この度の時田合戦では 旗本の前備えは 馬場 甘利 内藤 板垣の 四手であった が、 山本道鬼の作戦を行うにあたって この 四手を戦に出したが 甘利 内藤 馬場の三将は粉骨を尽くして 勝利したが 板垣 弥冶郎 ただ一人 軍を出さず 見物していた
信玄は甚だ これを怒り「 板垣、諏訪の郡代でありながら、 酒宴遊興 にのみ 浸って、軍事を怠り法福寺の合戦にも虚病を構えて出陣せず、小山田までも騙して、戦を遅らせた、此度は 馬場 内藤 初老でもあり 苦戦を強いられたが 、
弥治郎は これを 他人ごとのように見ていた
甘利左衛門尉は若年であるが何度も戦功を表し感状を得た、弥治郎は組下に名誉の勇士を多く持ちながら 一度も手柄を立てず駿河守の嫡子なれば才あり臆病者ではないはずなのに、これは忠義の心が薄いとしか思えぬ、 仁義の心がないのだ」と、もってのほか 機嫌悪く、原隼人佐、市川宮内助の両人もって 板垣に これまで つけておいた二百騎の組を百五十騎は、飫冨源四郎に預け、源四郎を飫冨三郎兵衛昌景と名付け、また五十騎の組を春日源五郎に預けて、以前 栗原より移した組 百騎を合わせ、百五十騎の大将として、源五郎を改め 高坂弾正忠と名付けた。
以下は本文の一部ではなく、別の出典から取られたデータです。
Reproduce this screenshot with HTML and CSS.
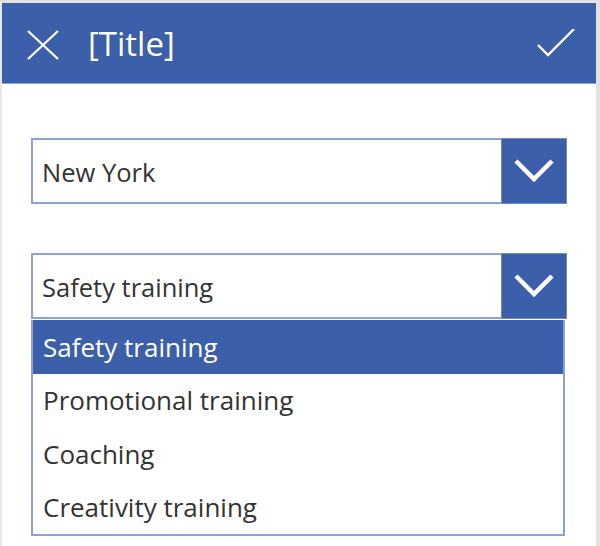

ここに 岩間大蔵左衛門 という、 武田家譜代の武士がいた
父の 後を継いで参百貫の知行を得たが、天性の臆病者で 数度の出陣に馬を出せども鬨の声を聞くと たちまち 臆病になって、 一番に 逃げ出すこと たびたびあった
こんなざまで 手柄など あげることもなく、 しかし信玄公は武田家の古い家柄であるので 不憫に思われて なんとか 手柄を立てさせようと、 ある時は馬、物具を賜り 今度こそは手柄を立てよと 心優しく 言うけれども、 大蔵左衛門も 今度こそはと思い 勇んで 行くのだが またしても 戦場に出ると 逃げ出す しかも 遠くに逃げてしまうので、 信玄公は いかにしても 彼を 励まさんと卑怯のたびに 叱ったり 閉じ込めたりして すでに六度及んだが 治らず
信玄公は深く戒めて「 もし此度の合戦でも 今までのように 命を未練に思うならば 切腹して 臆病の汚名を濯ぐべし」 と言われた
大蔵左衛門 大いに恥入り 次の出陣には手柄を立てなければ 生きて再び、 信玄公の前に来ることなしと誓う。
その後 信州へ 攻め込んだ時 、飫冨兵部少輔の 脇備えを命じられる
此度は討ち死にと覚悟を決めて妻子親戚を集めて、 別れの杯を 取り交わして 憤然と発向した
合戦が始まり飫冨、小山田が 長尾政景の勢を 追いかける時 大蔵左衛門も共に馬を出したが、政景が大返しして攻めかかってくると 最初の決意もたちまち 消え去って 馬に鞭打って逃げ出す
家来たちは馬の口を握って「 ここは 別れの杯までして 出てきたのだから 勝敗も つかぬうちから どこかに逃げ去るなど、信玄公のお怒りを被って切腹 間違いなし、敵に向かって鞭を入れ 攻め込んで高名を表すべし、 今こそ汚名を濯ぐその時なり」
しかし 大蔵左衛門は 耳にも入れず ただただ 馬を飛ばして 遠くへ逃げ去った。
戦が終わり これを聞いて 信玄公は いかがするべきかと古老の人々を集めて「 岩間大蔵左衛門を今まで 叱り脅しなだめ透かしてきたが、相も変わらず臆病の虫治らず、切腹とまで申したがそれでも治らず、切腹などは本気で申したわけではないが、譜代の者を飼い殺しとするのも どうであろうか、 こうなれば似合いの役を申しつけるのが 良いのではないか」と意見を聞けば、皆「それが宜しいでしょう」と言った
信玄は岩間大蔵左衛門を、訴訟人事の訴えの役を命じて戦役を解いてやった
信玄の家臣を思う心、この一件にても以て知るべし。